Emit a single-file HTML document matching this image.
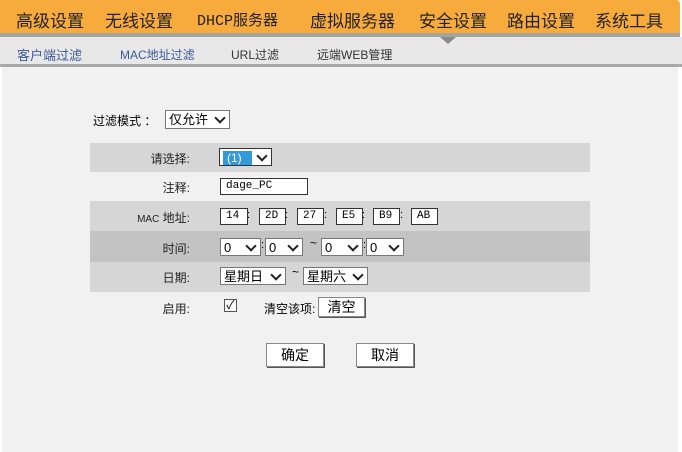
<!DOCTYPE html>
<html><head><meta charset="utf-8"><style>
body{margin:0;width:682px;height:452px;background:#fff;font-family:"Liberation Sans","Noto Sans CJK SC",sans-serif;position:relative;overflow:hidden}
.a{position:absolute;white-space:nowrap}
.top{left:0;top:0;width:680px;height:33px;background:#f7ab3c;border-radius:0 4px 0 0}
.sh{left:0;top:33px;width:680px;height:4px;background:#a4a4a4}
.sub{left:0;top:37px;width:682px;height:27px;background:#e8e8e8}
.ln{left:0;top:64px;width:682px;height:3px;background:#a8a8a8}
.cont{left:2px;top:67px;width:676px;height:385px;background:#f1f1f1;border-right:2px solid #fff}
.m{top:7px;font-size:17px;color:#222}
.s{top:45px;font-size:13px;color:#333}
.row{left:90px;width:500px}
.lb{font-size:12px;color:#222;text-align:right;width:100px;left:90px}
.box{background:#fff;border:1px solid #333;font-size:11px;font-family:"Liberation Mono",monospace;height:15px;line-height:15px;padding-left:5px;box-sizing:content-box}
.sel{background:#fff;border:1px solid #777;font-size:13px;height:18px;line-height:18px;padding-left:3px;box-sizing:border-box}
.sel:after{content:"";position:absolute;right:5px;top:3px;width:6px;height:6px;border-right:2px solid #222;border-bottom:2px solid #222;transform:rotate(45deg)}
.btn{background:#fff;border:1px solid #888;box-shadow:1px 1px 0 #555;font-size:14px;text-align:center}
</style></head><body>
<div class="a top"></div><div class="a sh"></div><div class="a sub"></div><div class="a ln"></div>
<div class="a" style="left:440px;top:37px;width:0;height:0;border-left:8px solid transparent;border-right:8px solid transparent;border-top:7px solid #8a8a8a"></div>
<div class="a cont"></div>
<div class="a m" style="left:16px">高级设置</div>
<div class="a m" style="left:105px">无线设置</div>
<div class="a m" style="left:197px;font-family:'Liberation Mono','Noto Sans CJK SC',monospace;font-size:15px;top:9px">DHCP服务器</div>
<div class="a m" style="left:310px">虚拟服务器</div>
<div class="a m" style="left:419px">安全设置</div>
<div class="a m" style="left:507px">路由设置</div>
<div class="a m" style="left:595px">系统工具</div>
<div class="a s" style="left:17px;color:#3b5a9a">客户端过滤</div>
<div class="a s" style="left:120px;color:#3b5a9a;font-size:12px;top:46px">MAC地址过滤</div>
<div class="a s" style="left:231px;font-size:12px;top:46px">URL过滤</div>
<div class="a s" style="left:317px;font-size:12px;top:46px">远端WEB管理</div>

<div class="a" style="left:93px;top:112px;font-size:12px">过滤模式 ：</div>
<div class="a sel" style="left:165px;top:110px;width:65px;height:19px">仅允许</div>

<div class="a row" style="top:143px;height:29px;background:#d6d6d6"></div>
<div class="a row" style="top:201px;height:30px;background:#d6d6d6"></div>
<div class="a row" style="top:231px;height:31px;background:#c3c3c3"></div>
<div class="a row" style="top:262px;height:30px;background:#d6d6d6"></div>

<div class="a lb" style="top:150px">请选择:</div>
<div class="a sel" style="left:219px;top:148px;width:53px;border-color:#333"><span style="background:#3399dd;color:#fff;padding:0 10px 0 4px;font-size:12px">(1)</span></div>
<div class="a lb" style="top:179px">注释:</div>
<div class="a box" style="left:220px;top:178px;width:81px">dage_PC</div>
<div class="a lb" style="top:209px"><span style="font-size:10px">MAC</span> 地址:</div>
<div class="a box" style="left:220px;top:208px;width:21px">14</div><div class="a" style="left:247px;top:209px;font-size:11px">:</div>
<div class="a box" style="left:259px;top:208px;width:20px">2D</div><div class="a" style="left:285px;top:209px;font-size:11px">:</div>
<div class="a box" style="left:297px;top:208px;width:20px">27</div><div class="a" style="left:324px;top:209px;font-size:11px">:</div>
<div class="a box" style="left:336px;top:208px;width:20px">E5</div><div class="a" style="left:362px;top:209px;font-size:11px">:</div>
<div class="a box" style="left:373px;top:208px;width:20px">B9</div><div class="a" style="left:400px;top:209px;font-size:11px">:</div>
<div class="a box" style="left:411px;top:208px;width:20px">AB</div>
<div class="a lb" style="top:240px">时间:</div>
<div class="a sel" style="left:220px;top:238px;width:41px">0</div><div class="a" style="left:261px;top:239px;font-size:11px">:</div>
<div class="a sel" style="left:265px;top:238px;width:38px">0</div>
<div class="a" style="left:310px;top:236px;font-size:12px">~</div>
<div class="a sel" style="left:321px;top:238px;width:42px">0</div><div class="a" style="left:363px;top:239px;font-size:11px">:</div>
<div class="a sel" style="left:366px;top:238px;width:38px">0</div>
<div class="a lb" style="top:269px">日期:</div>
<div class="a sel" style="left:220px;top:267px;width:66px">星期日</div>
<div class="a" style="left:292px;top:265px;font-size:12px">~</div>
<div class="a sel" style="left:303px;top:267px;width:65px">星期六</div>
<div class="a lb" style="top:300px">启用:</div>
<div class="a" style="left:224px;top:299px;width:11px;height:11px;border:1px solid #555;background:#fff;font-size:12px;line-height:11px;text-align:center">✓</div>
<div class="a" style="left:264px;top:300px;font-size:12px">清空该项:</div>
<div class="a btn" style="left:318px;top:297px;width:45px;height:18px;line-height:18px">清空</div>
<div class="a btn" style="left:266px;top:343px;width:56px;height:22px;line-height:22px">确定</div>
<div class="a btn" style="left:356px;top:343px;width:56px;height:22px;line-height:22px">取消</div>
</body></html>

— SET TASK —
Quote the material exactly. Pictures stay out.

— REPLY —
Emit a single-file HTML document matching this image.
<!DOCTYPE html>
<html><head><meta charset="utf-8"><style>
body{margin:0;width:682px;height:452px;background:#fff;font-family:"Liberation Sans","Noto Sans CJK SC",sans-serif;position:relative;overflow:hidden}
.a{position:absolute;white-space:nowrap}
.top{left:0;top:0;width:680px;height:33px;background:#f7ab3c;border-radius:0 4px 0 0}
.sh{left:0;top:33px;width:680px;height:4px;background:#a4a4a4}
.sub{left:0;top:37px;width:682px;height:27px;background:#e8e8e8}
.ln{left:0;top:64px;width:682px;height:3px;background:#a8a8a8}
.cont{left:2px;top:67px;width:676px;height:385px;background:#f1f1f1;border-right:2px solid #fff}
.m{top:7px;font-size:17px;color:#222}
.s{top:45px;font-size:13px;color:#333}
.row{left:90px;width:500px}
.lb{font-size:12px;color:#222;text-align:right;width:100px;left:90px}
.box{background:#fff;border:1px solid #333;font-size:11px;font-family:"Liberation Mono",monospace;height:15px;line-height:15px;padding-left:5px;box-sizing:content-box}
.sel{background:#fff;border:1px solid #777;font-size:13px;height:18px;line-height:18px;padding-left:3px;box-sizing:border-box}
.sel:after{content:"";position:absolute;right:5px;top:3px;width:6px;height:6px;border-right:2px solid #222;border-bottom:2px solid #222;transform:rotate(45deg)}
.btn{background:#fff;border:1px solid #888;box-shadow:1px 1px 0 #555;font-size:14px;text-align:center}
</style></head><body>
<div class="a top"></div><div class="a sh"></div><div class="a sub"></div><div class="a ln"></div>
<div class="a" style="left:440px;top:37px;width:0;height:0;border-left:8px solid transparent;border-right:8px solid transparent;border-top:7px solid #8a8a8a"></div>
<div class="a cont"></div>
<div class="a m" style="left:16px">高级设置</div>
<div class="a m" style="left:105px">无线设置</div>
<div class="a m" style="left:197px;font-family:'Liberation Mono','Noto Sans CJK SC',monospace;font-size:15px;top:9px">DHCP服务器</div>
<div class="a m" style="left:310px">虚拟服务器</div>
<div class="a m" style="left:419px">安全设置</div>
<div class="a m" style="left:507px">路由设置</div>
<div class="a m" style="left:595px">系统工具</div>
<div class="a s" style="left:17px;color:#3b5a9a">客户端过滤</div>
<div class="a s" style="left:120px;color:#3b5a9a;font-size:12px;top:46px">MAC地址过滤</div>
<div class="a s" style="left:231px;font-size:12px;top:46px">URL过滤</div>
<div class="a s" style="left:317px;font-size:12px;top:46px">远端WEB管理</div>

<div class="a" style="left:93px;top:112px;font-size:12px">过滤模式 ：</div>
<div class="a sel" style="left:165px;top:110px;width:65px;height:19px">仅允许</div>

<div class="a row" style="top:143px;height:29px;background:#d6d6d6"></div>
<div class="a row" style="top:201px;height:30px;background:#d6d6d6"></div>
<div class="a row" style="top:231px;height:31px;background:#c3c3c3"></div>
<div class="a row" style="top:262px;height:30px;background:#d6d6d6"></div>

<div class="a lb" style="top:150px">请选择:</div>
<div class="a sel" style="left:219px;top:148px;width:53px;border-color:#333"><span style="background:#3399dd;color:#fff;padding:0 10px 0 4px;font-size:12px">(1)</span></div>
<div class="a lb" style="top:179px">注释:</div>
<div class="a box" style="left:220px;top:178px;width:81px">dage_PC</div>
<div class="a lb" style="top:209px"><span style="font-size:10px">MAC</span> 地址:</div>
<div class="a box" style="left:220px;top:208px;width:21px">14</div><div class="a" style="left:247px;top:209px;font-size:11px">:</div>
<div class="a box" style="left:259px;top:208px;width:20px">2D</div><div class="a" style="left:285px;top:209px;font-size:11px">:</div>
<div class="a box" style="left:297px;top:208px;width:20px">27</div><div class="a" style="left:324px;top:209px;font-size:11px">:</div>
<div class="a box" style="left:336px;top:208px;width:20px">E5</div><div class="a" style="left:362px;top:209px;font-size:11px">:</div>
<div class="a box" style="left:373px;top:208px;width:20px">B9</div><div class="a" style="left:400px;top:209px;font-size:11px">:</div>
<div class="a box" style="left:411px;top:208px;width:20px">AB</div>
<div class="a lb" style="top:240px">时间:</div>
<div class="a sel" style="left:220px;top:238px;width:41px">0</div><div class="a" style="left:261px;top:239px;font-size:11px">:</div>
<div class="a sel" style="left:265px;top:238px;width:38px">0</div>
<div class="a" style="left:310px;top:236px;font-size:12px">~</div>
<div class="a sel" style="left:321px;top:238px;width:42px">0</div><div class="a" style="left:363px;top:239px;font-size:11px">:</div>
<div class="a sel" style="left:366px;top:238px;width:38px">0</div>
<div class="a lb" style="top:269px">日期:</div>
<div class="a sel" style="left:220px;top:267px;width:66px">星期日</div>
<div class="a" style="left:292px;top:265px;font-size:12px">~</div>
<div class="a sel" style="left:303px;top:267px;width:65px">星期六</div>
<div class="a lb" style="top:300px">启用:</div>
<div class="a" style="left:224px;top:299px;width:11px;height:11px;border:1px solid #555;background:#fff;font-size:12px;line-height:11px;text-align:center">✓</div>
<div class="a" style="left:264px;top:300px;font-size:12px">清空该项:</div>
<div class="a btn" style="left:318px;top:297px;width:45px;height:18px;line-height:18px">清空</div>
<div class="a btn" style="left:266px;top:343px;width:56px;height:22px;line-height:22px">确定</div>
<div class="a btn" style="left:356px;top:343px;width:56px;height:22px;line-height:22px">取消</div>
</body></html>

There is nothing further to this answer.